To figure out where nlp-12 is expressed, they both expressed GFP under the nlp-12 promoter, and also made an NLP-12::YFP fusion protein. Both were found expressed in DVA (a neuron near the tail of the animal), and the fusion protein was found in puncta in both the ventral nerve cord and the nerve ring. According to wormbase, DVA is both an interneuron and a stretch sensory neuron. Based on the punctate expression pattern, that the YFP-tagged NLP-12 protein still rescued aldicarb-induced potentation (suggesting the peptide was still trafficked somewhat okay and still functional) and the fact that the puncta built up in mutants that can't properly secrete dense-core vesicles, they conclude that these puncta are likely dense-core vesicles. Further, when they add aldicarb, these puncta mostly disappear, suggesting they've been secreted. Take-home: aldicarb induces DVA to secrete NLP-12 via dense-core vesicles.
Apparently a paper in 2006 suggested DVA is a stretch receptor and uses the TRP-4 mechanosensitive ion channel. The trp-4 mutant looks identical to the nlp-12, clk-2 and egl-3 mutants, suggesting that aldicarb-induced potentiation required trp-4.
Questions I still have:
- Is there really evidence that this is synaptic plasticity? Or is it that NLP-12 simply slightly depolarizes motor neurons? (given what we know about graded synaptic transmission at neuromuscular junctions in C elegans).

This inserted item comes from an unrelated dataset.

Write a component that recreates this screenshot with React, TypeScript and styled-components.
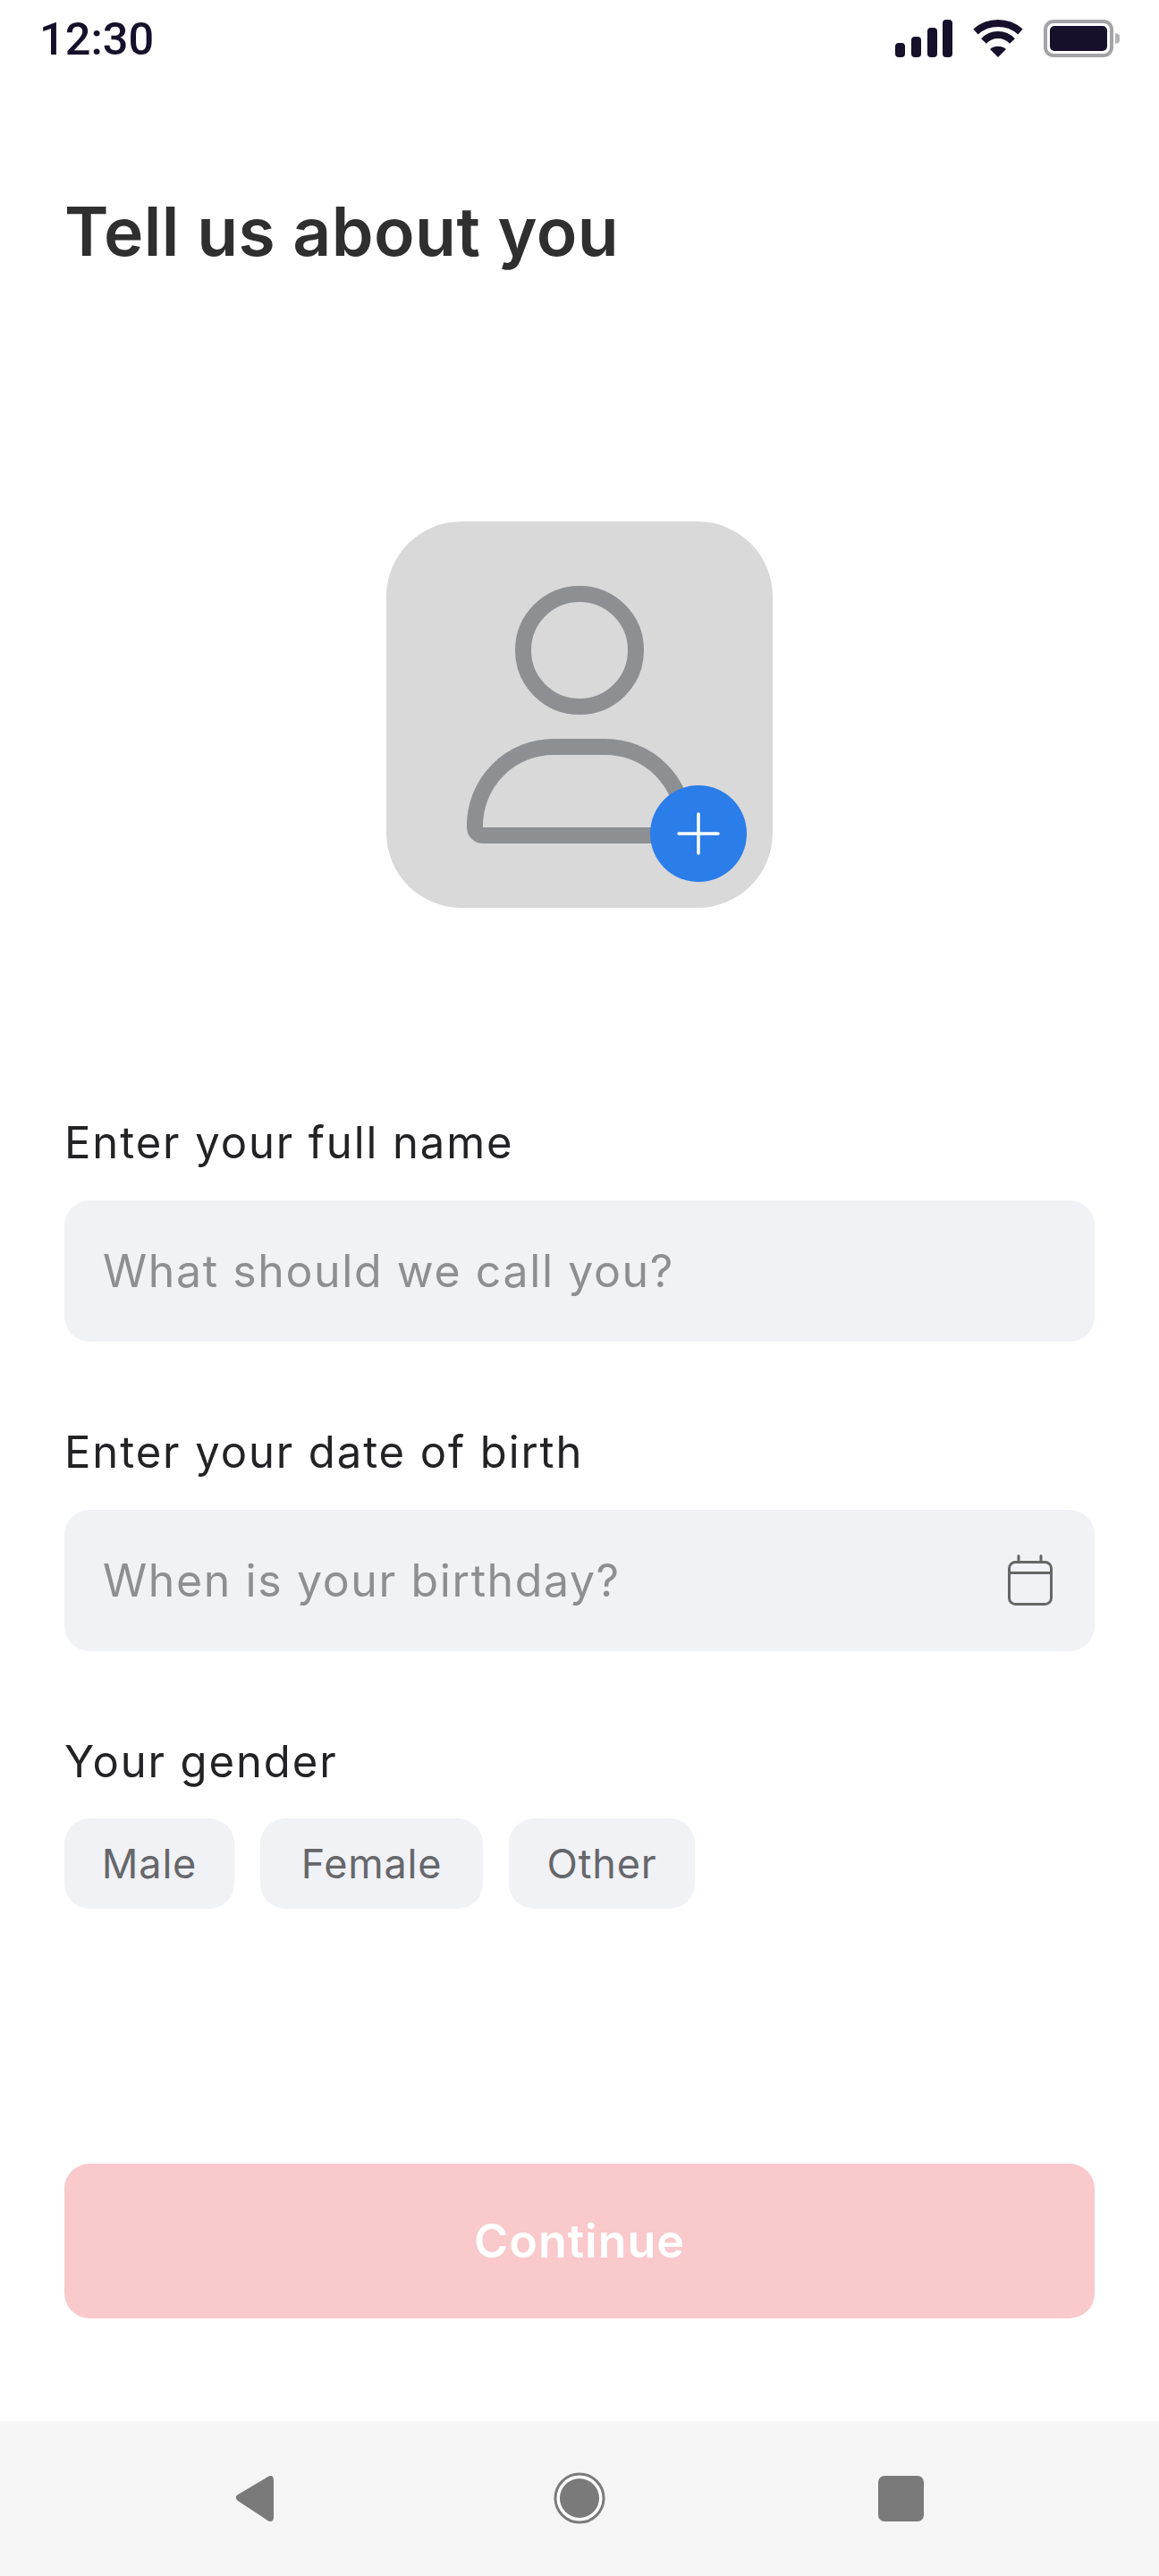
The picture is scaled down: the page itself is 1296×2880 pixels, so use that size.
import React from "react";
import styled, { createGlobalStyle } from "styled-components";

const GlobalStyle = createGlobalStyle`
    html, body {
        margin: 0;
        padding: 0;
        background: #fff;
    }
`;

const Screen = styled.div`
    width: 1296px;
    height: 2880px;
    display: flex;
    flex-direction: column;
    background: #fff;
    font-family: "Inter", "Liberation Sans", sans-serif;
    overflow: hidden;
`;

const StatusBar = styled.div`
    height: 88px;
    padding: 0 44px;
    display: flex;
    justify-content: space-between;
    align-items: flex-start;
`;

const Time = styled.span`
    font-family: "Roboto", sans-serif;
    font-size: 50.5px;
    font-weight: 500;
    line-height: 88px;
    color: #16102b;
`;

const StatusIcons = styled.svg`
    margin: 22px 0 0;
    width: 251px;
    height: 42px;
`;

const Content = styled.div`
    flex: 1;
    padding: 0 72px;
    display: flex;
    flex-direction: column;
`;

const Title = styled.h1`
    margin: 128px 0 0;
    font-size: 75px;
    line-height: 86px;
    font-weight: 600;
    color: #2f2f2f;
    letter-spacing: 0.4px;
`;

const AvatarWrap = styled.div`
    margin: 281px auto 0;
    width: 432px;
    height: 432px;
    border-radius: 84px;
    background: #d9d9d9;
    position: relative;
`;

const AddBadge = styled.div`
    position: absolute;
    left: 295px;
    top: 295px;
    width: 108px;
    height: 108px;
    border-radius: 50%;
    background: #2b7de9;
    display: flex;
    align-items: center;
    justify-content: center;
`;

const Label = styled.div<{ $top: number }>`
    margin-top: ${(p) => p.$top}px;
    font-size: 49px;
    line-height: 60px;
    letter-spacing: 1.9px;
    color: #232326;
`;

const Field = styled.div`
    margin-top: 34px;
    height: 158px;
    border-radius: 28px;
    background: #f1f2f6;
    padding: 0 44px 0 43px;
    display: flex;
    align-items: center;
    justify-content: space-between;
`;

const Placeholder = styled.span`
    font-size: 50px;
    letter-spacing: 1.6px;
    color: #8e8f93;
`;

const ChipRow = styled.div`
    margin-top: 33px;
    display: flex;
    gap: 29px;
`;

const Chip = styled.div<{ $width: number }>`
    width: ${(p) => p.$width}px;
    height: 101px;
    border-radius: 28px;
    background: #f1f2f6;
    display: flex;
    align-items: center;
    justify-content: center;
    font-size: 45px;
    letter-spacing: 0.8px;
    color: #66676b;
`;

const ContinueButton = styled.div`
    margin-top: auto;
    margin-bottom: 115px;
    height: 173px;
    border-radius: 28px;
    background: #f9c9cb;
    display: flex;
    align-items: center;
    justify-content: center;
    color: #fff;
    font-size: 52px;
    font-weight: 600;
    letter-spacing: 1px;
`;

const NavBar = styled.div`
    height: 173px;
    background: #f5f5f5;
`;

const NavIcons = styled.svg`
    width: 1296px;
    height: 173px;
    display: block;
`;

const App: React.FC = () => {
    return (
        <Screen>
            <GlobalStyle />
            <StatusBar>
                <Time>12:30</Time>
                <StatusIcons viewBox="1001 22 251 42">
                    <rect x="1001" y="48" width="11" height="16" rx="4" fill="#16102b" />
                    <rect x="1019" y="41" width="11" height="23" rx="4" fill="#16102b" />
                    <rect x="1037" y="31" width="11" height="33" rx="4" fill="#16102b" />
                    <rect x="1054" y="22" width="11" height="42" rx="4" fill="#16102b" />
                    <path d="M1091 35.5a38 38 0 0 1 50 0" fill="none" stroke="#16102b" strokeWidth="8" />
                    <path d="M1100 46a22 22 0 0 1 32 0" fill="none" stroke="#16102b" strokeWidth="8" />
                    <path d="M1107 55a14 14 0 0 1 18 0l-9 9z" fill="#16102b" />
                    <rect x="1169" y="24" width="74" height="38" rx="9" fill="none" stroke="#a3a3a7" strokeWidth="4" />
                    <rect x="1174" y="29" width="64" height="28" rx="5" fill="#16102b" />
                    <path d="M1247 37a6 6 0 0 1 0 12z" fill="#b5b5b9" />
                </StatusIcons>
            </StatusBar>
            <Content>
                <Title>Tell us about you</Title>
                <AvatarWrap>
                    <svg width="432" height="432" viewBox="432 583 432 432">
                        <circle cx="648" cy="727" r="63" fill="none" stroke="#8e8f92" strokeWidth="18" />
                        <path
                            d="M540 934a9 9 0 0 1-9-9v-2a88 88 0 0 1 88-88h58a88 88 0 0 1 88 88v11z"
                            fill="none"
                            stroke="#8e8f92"
                            strokeWidth="18"
                        />
                    </svg>
                    <AddBadge>
                        <svg width="50" height="50" viewBox="0 0 50 50">
                            <path d="M3 25h44M25 3v44" stroke="#fff" strokeWidth="3.5" strokeLinecap="round" />
                        </svg>
                    </AddBadge>
                </AvatarWrap>
                <Label $top={233}>Enter your full name</Label>
                <Field>
                    <Placeholder>What should we call you?</Placeholder>
                </Field>
                <Label $top={94}>Enter your date of birth</Label>
                <Field>
                    <Placeholder>When is your birthday?</Placeholder>
                    <svg width="56" height="58" viewBox="0 0 56 58">
                        <rect x="4.5" y="8.5" width="47" height="47" rx="7" fill="none" stroke="#666" strokeWidth="3" />
                        <path d="M4.5 20.5h47M15 1.5v7M40 1.5v7" fill="none" stroke="#666" strokeWidth="3" strokeLinecap="round" />
                    </svg>
                </Field>
                <Label $top={94}>Your gender</Label>
                <ChipRow>
                    <Chip $width={190}>Male</Chip>
                    <Chip $width={249}>Female</Chip>
                    <Chip $width={208}>Other</Chip>
                </ChipRow>
                <ContinueButton>Continue</ContinueButton>
            </Content>
            <NavBar>
                <NavIcons viewBox="0 2707 1296 173">
                    <path
                        d="M302 2768c3 0 4 2 4 5v41c0 3-1 5-4 5-1 0-3-1-4-2l-32-21c-3-3-3-5 0-7l32-19c1-1 3-2 4-2z"
                        fill="#7a7a7a"
                    />
                    <circle cx="648" cy="2793" r="27" fill="#fff" stroke="#7a7a7a" strokeWidth="3" />
                    <circle cx="648" cy="2793" r="22" fill="#7a7a7a" />
                    <rect x="982" y="2768" width="51" height="51" rx="7" fill="#7a7a7a" />
                </NavIcons>
            </NavBar>
        </Screen>
    );
};

export default App;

- Can you decouple aldicarb treatment and the worm's motion? (for example, as in this paper the next year?)
- Why does aldicarb induce more EPSCs?
- "This feedback mechanisms consists of a stretch sensitive neuron (DVA), which secretes the neuropeptide NLP-12 in response to muscle contraction. Activation of CKR-2, an NLP-12 receptor, potentiates transmission at cholinergic NMJs. This mechanosensory feedback is employed during spontaneous locomotion behavior to determine locomotion rate." Put another way:
- Motion causes stretch, stretch causes TRP-4 activation and NLP-12 secretion, which activates CKR-2 which increases vesicle secretion rates, which increases motion. In short, this comes across as a positive feedback loop. Is this reasonable? Positive feedback loops tend to drive themselves to the maximum activation level and just stay there.

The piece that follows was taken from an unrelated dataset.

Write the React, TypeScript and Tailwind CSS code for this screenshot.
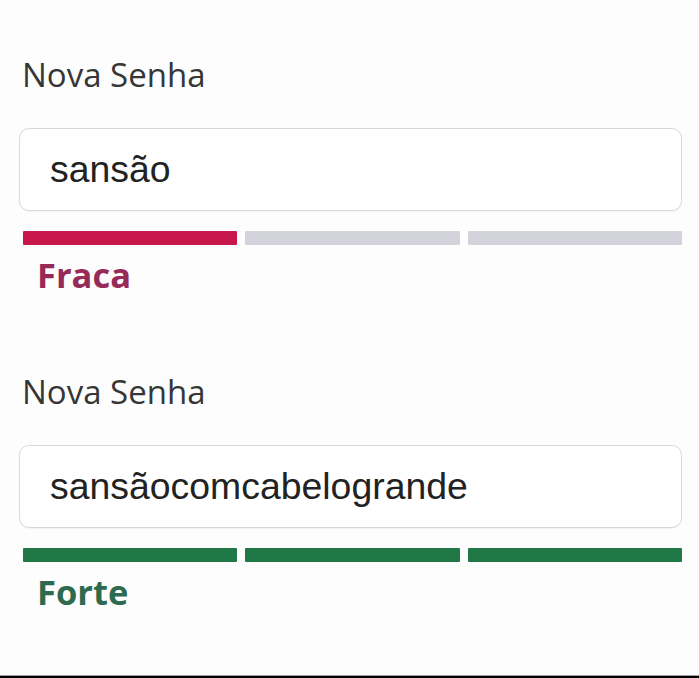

- Wouldn't this suggest that when aldicarb starts to induce paralysis, the NLP-12 secretion should stop, not increase? The authors claim that aldicarb induces 'muscle contraction' (very generally) which drives NLP-12 secretion, but "stretch" and "muscle contraction" aren't synonymous.
- to answer this question, how does aldicarb affect overall motion and particularly stretch over the hour in which the worm is in drug?
- Where are the TRP-4 receptors on DVA? DVA runs the entire length of the worm on the ventral side. Again, how does aldicarb modulate the 'stretch' signal?